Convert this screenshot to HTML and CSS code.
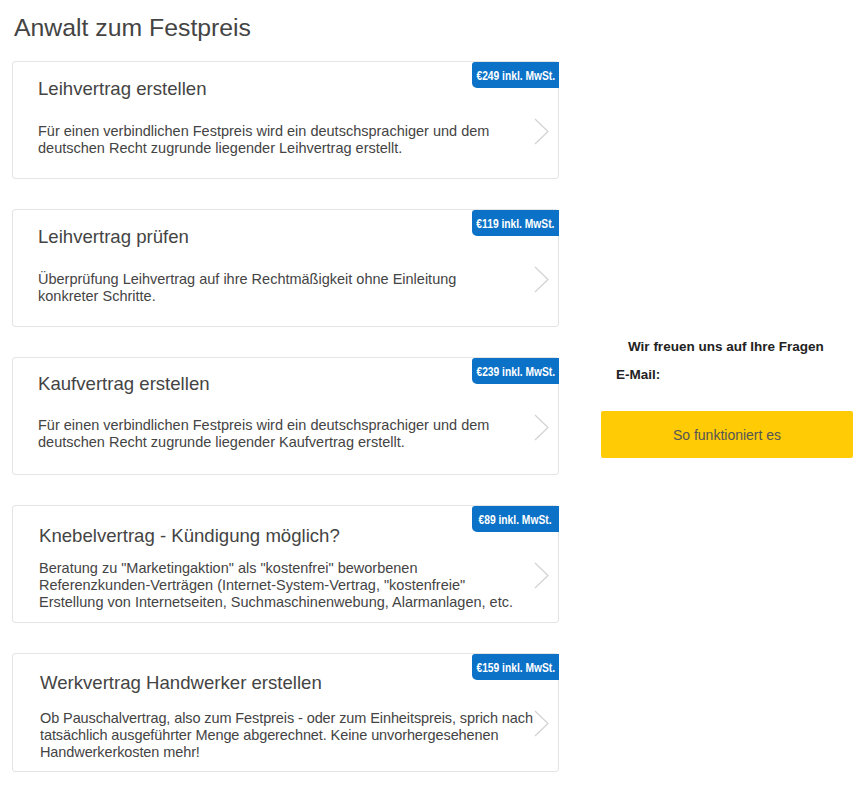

══════════════════════════════

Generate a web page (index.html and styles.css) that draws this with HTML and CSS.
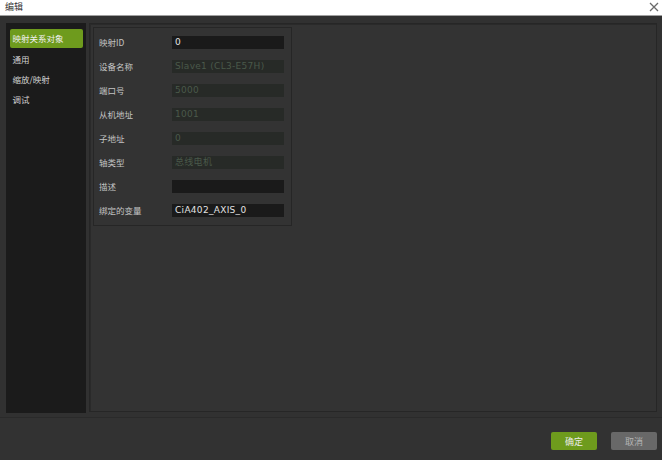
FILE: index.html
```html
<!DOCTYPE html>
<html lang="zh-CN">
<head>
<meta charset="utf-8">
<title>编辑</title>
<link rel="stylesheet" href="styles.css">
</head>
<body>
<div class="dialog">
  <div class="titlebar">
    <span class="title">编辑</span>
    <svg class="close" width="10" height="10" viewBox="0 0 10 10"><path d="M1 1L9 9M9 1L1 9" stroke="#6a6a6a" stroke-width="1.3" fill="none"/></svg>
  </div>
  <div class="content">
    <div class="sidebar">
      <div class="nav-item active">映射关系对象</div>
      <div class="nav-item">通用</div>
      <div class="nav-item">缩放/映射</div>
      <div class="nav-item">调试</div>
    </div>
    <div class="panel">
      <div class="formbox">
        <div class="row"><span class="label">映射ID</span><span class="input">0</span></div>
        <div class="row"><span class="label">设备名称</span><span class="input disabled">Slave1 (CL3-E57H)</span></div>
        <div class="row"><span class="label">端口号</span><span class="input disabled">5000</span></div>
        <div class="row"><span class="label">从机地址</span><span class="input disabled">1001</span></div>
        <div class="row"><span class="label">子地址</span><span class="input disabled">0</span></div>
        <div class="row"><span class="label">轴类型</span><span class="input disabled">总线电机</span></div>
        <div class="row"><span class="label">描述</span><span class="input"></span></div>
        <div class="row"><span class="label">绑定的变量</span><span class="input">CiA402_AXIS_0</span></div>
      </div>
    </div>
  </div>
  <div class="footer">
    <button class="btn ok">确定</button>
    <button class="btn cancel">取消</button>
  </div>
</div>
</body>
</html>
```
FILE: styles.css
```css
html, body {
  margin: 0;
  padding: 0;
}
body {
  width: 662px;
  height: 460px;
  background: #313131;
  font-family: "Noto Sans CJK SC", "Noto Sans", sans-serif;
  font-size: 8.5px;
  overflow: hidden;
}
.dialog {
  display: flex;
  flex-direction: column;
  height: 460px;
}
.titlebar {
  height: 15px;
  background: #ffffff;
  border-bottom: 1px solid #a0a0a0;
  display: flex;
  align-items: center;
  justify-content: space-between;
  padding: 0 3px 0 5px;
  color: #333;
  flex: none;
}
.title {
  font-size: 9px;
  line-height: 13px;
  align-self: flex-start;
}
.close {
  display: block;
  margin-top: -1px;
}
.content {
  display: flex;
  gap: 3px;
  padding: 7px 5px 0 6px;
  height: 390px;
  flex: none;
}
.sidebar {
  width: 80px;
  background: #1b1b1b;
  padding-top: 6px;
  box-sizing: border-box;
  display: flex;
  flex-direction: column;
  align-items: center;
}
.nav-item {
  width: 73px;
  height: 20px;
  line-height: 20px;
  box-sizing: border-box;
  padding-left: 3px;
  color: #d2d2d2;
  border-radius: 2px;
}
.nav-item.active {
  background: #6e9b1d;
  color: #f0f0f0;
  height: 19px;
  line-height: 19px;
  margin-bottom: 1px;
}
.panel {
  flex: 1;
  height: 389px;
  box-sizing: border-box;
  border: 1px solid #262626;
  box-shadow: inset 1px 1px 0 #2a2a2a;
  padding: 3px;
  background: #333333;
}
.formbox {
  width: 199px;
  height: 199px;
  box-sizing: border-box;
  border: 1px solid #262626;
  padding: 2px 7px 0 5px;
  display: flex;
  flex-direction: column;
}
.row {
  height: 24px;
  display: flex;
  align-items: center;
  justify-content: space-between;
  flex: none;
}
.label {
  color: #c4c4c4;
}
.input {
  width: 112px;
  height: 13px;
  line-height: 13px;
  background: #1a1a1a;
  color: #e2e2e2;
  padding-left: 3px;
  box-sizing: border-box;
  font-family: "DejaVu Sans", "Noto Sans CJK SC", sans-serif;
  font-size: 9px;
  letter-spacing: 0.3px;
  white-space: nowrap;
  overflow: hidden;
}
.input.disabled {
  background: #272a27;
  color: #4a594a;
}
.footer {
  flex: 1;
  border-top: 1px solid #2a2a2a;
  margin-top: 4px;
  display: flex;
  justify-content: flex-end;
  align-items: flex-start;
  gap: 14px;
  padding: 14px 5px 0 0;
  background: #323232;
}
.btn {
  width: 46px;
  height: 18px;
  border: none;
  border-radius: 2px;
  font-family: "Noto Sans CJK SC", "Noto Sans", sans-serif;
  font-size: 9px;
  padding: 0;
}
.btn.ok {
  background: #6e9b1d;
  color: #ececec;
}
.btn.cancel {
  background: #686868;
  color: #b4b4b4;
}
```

══════════════════════════════

Pull out every line holding "index" from the records above, and copy it.

Generate a web page (index.html and styles.css) that draws this with HTML and CSS.
FILE: index.html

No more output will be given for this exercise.